The examples under inventory/overrides/ are intended as starting points:

core-services.yml.example builds the support-service baseline without AD.
core-services-ad.yml.example adds the optional AD path.
core-services-ad-128g.yml.example is the current support-services+AD profile for a smaller on-prem host with managed zram writeback.
precluster-64g.yml.example is a reduced pre-cluster profile that should stop after mirror-registry.
core-services-ad-plus-openshift-3node-external-ceph.yml.example is the current cluster-capable on-prem profile: AD, bastion, IdM, mirror-registry, a 3-control-plane / 3-worker OpenShift cluster, and external Ceph consumed through ODF external mode.

Do not treat the example names as magic. The behavior comes from the variables inside the file.

Enable Toggles And Force Toggles

Day-2 uses two kinds of toggles.

openshift_post_install_enable_* variables decide whether a phase is part of the run at all. If an enable toggle is false, the phase is skipped even on a fresh cluster.

openshift_post_install_force_* variables decide whether an enabled phase should rerun even when its convergence probe says it is already healthy. Force toggles are for deliberate repair or rebuild work, not normal continuation.

Example:

openshift_post_install_enable_disconnected_operatorhub: trueopenshift_post_install_force_disconnected_operatorhub: false

That means the disconnected OperatorHub phase is part of the intended day-2 profile, but a rerun should skip it if the mirrored catalog sources already look healthy.

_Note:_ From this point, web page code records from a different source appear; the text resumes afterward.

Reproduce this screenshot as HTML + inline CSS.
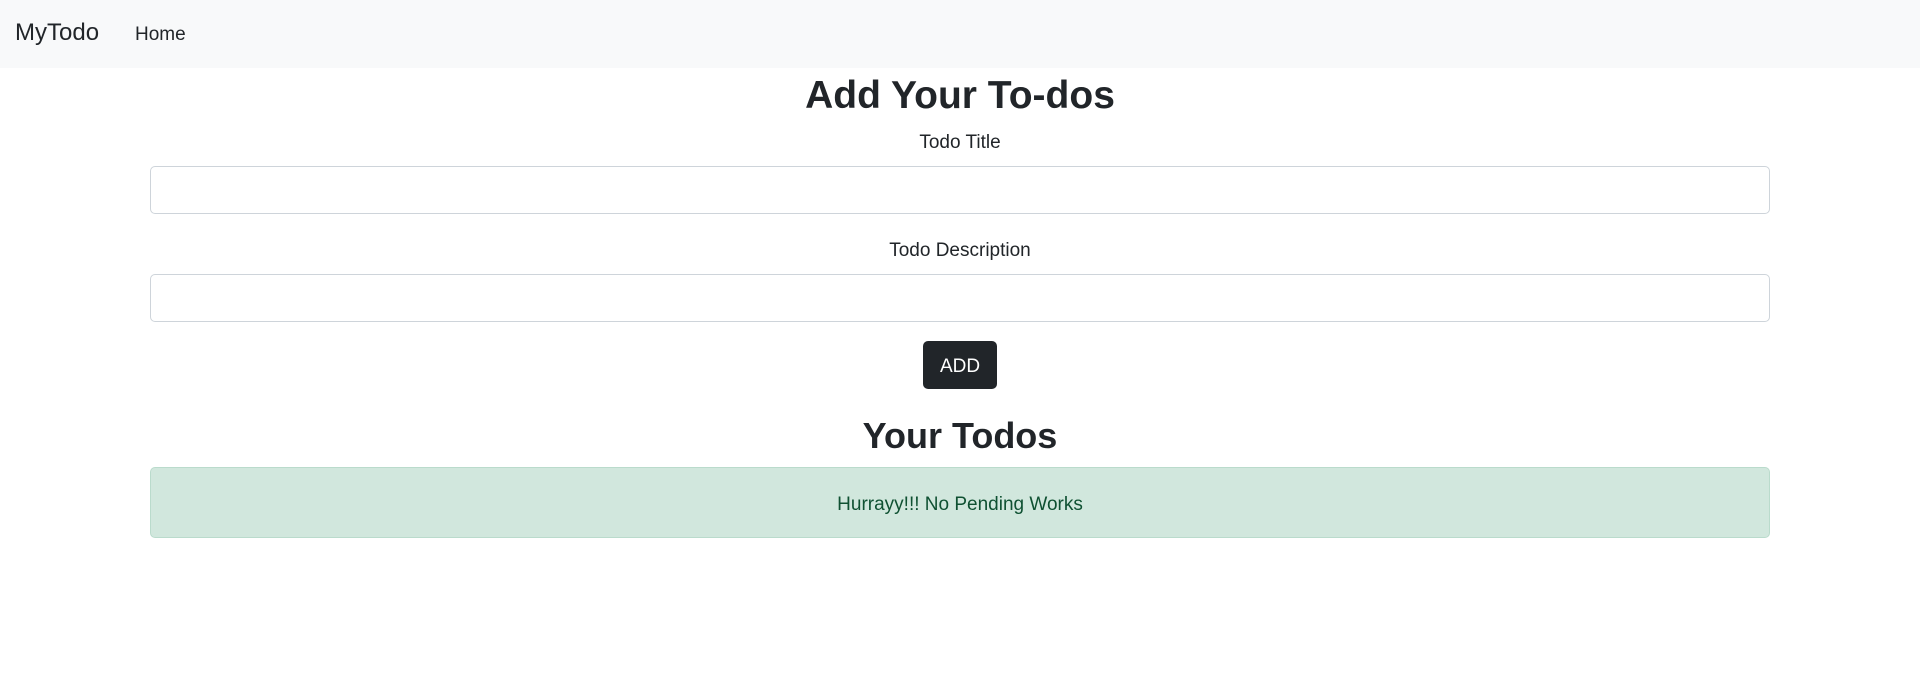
<!DOCTYPE html>
<html><head><style>
body{margin:0;width:1920px;height:692px;background:#fff;font-family:"Liberation Sans",sans-serif;color:#212529;position:relative;overflow:hidden}
.nav{position:absolute;left:0;top:0;width:1920px;height:68px;background:#f8f9fa}
.brand{position:absolute;left:15px;top:19px;font-size:24px}
.home{position:absolute;left:135px;top:24px;font-size:19px}
.c{position:absolute;left:0;width:1920px;text-align:center}
.inp{position:absolute;left:150px;width:1618px;border:1px solid #ced4da;border-radius:5px;background:#fff}
.btn{position:absolute;left:923px;top:341px;width:74px;height:48px;background:#212529;border-radius:5px;color:#fff;font-size:19px;line-height:51px;text-align:center}
.alert{position:absolute;left:150px;top:467px;width:1618px;height:69px;background:#d1e7dd;border:1px solid #badbcc;border-radius:5px;color:#0f5132;font-size:19px;line-height:73px;text-align:center}
</style></head><body>
<div class="nav"><div class="brand">MyTodo</div><div class="home">Home</div></div>
<div class="c" style="top:71px;font-size:39px;font-weight:bold;line-height:50px">Add Your To-dos</div>
<div class="c" style="top:132px;font-size:19px">Todo Title</div>
<div class="inp" style="top:166px;height:46px"></div>
<div class="c" style="top:240px;font-size:19px">Todo Description</div>
<div class="inp" style="top:274px;height:46px"></div>
<div class="btn">ADD</div>
<div class="c" style="top:411px;font-size:36px;font-weight:bold;line-height:50px">Your Todos</div>
<div class="alert">Hurrayy!!! No Pending Works</div>
</body></html>
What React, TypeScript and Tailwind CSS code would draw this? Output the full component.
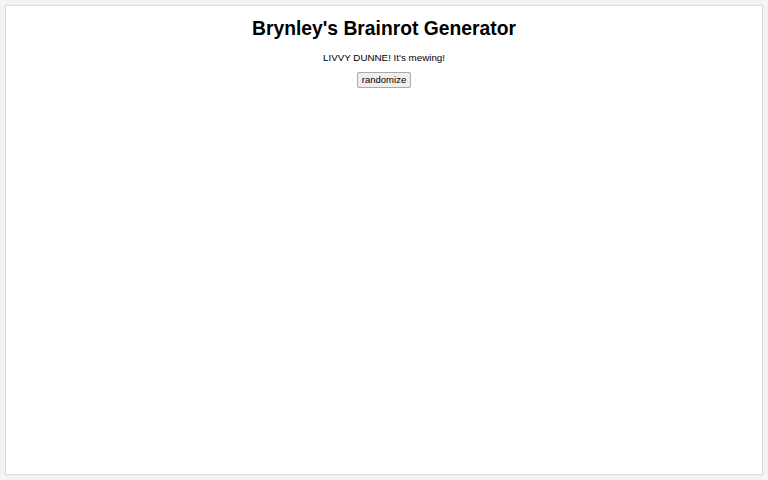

For the current external-Ceph profile:

disconnected OperatorHub is enabled
IdM ingress certs are enabled
breakglass auth is enabled
NMState is enabled
ODF is enabled in external mode
Keycloak, OIDC auth, Web Terminal, AAP, NetObserv, and validation are enabled
infra conversion is disabled
internal ODF assumptions are disabled by selecting external ODF mode
LDAP auth is disabled
OpenShift Virtualization is disabled
OpenShift Pipelines is disabled
all force toggles default to false

External ODF Inputs

External ODF is selected with:

openshift_post_install_odf_mode: external

In that mode, the day-2 ODF phase installs the ODF operator, creates the imported external-cluster details secret, and creates the external StorageCluster. It does not run the Local Storage Operator path, does not create local OSD devices, and does not require storage-node labels or taints.

Provide exactly one external cluster-details source:

openshift_post_install_odf_external_cluster_details_file: /absolute/path/to/external-cluster-details.json

or:

openshift_post_install_odf_external_cluster_details_b64: <base64-encoded-json>

The cluster-capable on-prem example uses the base64 form because it survives the workstation-to-bastion handoff. A local file path is useful during private operator testing, but it is not portable unless that same path exists in the same place wherever the play runs.

Do not publish real Ceph secrets, keys, or object-store credentials in a public override. Replace the payload with a sanitized example before release.

External ODF Networking

External Ceph endpoints are outside the OpenShift pod network. The current external ODF profile therefore also requests OVN host routing before the external StorageCluster is applied:

openshift_post_install_odf_external_gateway_routing_via_host: trueopenshift_post_install_odf_external_gateway_ip_forwarding: Global

The day-2 role converges the cluster Network operator configuration before ODF external rollout. This ordering matters: without host routing and global IP forwarding, ODF pods can fail to reach the external Ceph monitors or metrics endpoint even when the OpenShift nodes themselves can reach that network.

Effective Storage Classes

External mode may create different storage class names than the internal ODF path. Downstream roles should consume the effective ODF variables rather than hard-coding internal names.

The cluster-capable external-Ceph profile sets:

openshift_post_install_odf_default_storage_class_rbd: >-  {{ openshift_post_install_odf_storage_cluster_name | default('ocs-external-storagecluster') }}-ceph-rbdopenshift_post_install_odf_required_storage_classes:  - "{{ openshift_post_install_odf_default_storage_class_rbd }}"

Keycloak and AAP then reference that effective RBD class for their databases. NetObserv uses the effective object storage path and clears the internal-ODF node selector and tolerations because external ODF does not create dedicated storage nodes:

openshift_post_install_netobserv_loki_node_selector: {}openshift_post_install_netobserv_loki_tolerations: []

Resource Sizing In The Current Cluster Profile

The current external-Ceph profile intentionally sizes the OpenShift workers for the full enabled day-2 set:

masters: 16384 MiB each
workers: 32768 MiB each
bastion: 8192 MiB
mirror-registry: 8192 MiB and 4 vCPU
IdM: 8192 MiB and 4 vCPU
AD: 8192 MiB and 4 vCPU

This is driven by Kubernetes scheduling pressure, not just host memory pressure. KSM and zram may make the hypervisor look comfortable while pods still fail to schedule because requested memory does not fit on the workers.

Mirror Registry Tunables

The external-Ceph profile also sets the current mirror parallelism defaults:

mirror_registry_oc_mirror_parallel_images: 16mirror_registry_oc_mirror_parallel_layers: 12

These values apply to the mirror-to-disk and disk-to-mirror oc-mirror lanes. Reduce them if the mirror registry guest or backing storage is saturated.

Choosing A Boundary

Use site-bootstrap.yml when changing host, storage, bastion, or staging inputs. Use site-lab.yml when changing support-service, cluster, mirror, or day-2 inputs after bastion exists.

For a clean OpenShift rebuild that preserves healthy support services, use the cluster cleanup path first, then rerun site-lab.yml with the same override. Do not use force toggles as a substitute for teardown when the existing cluster is broken.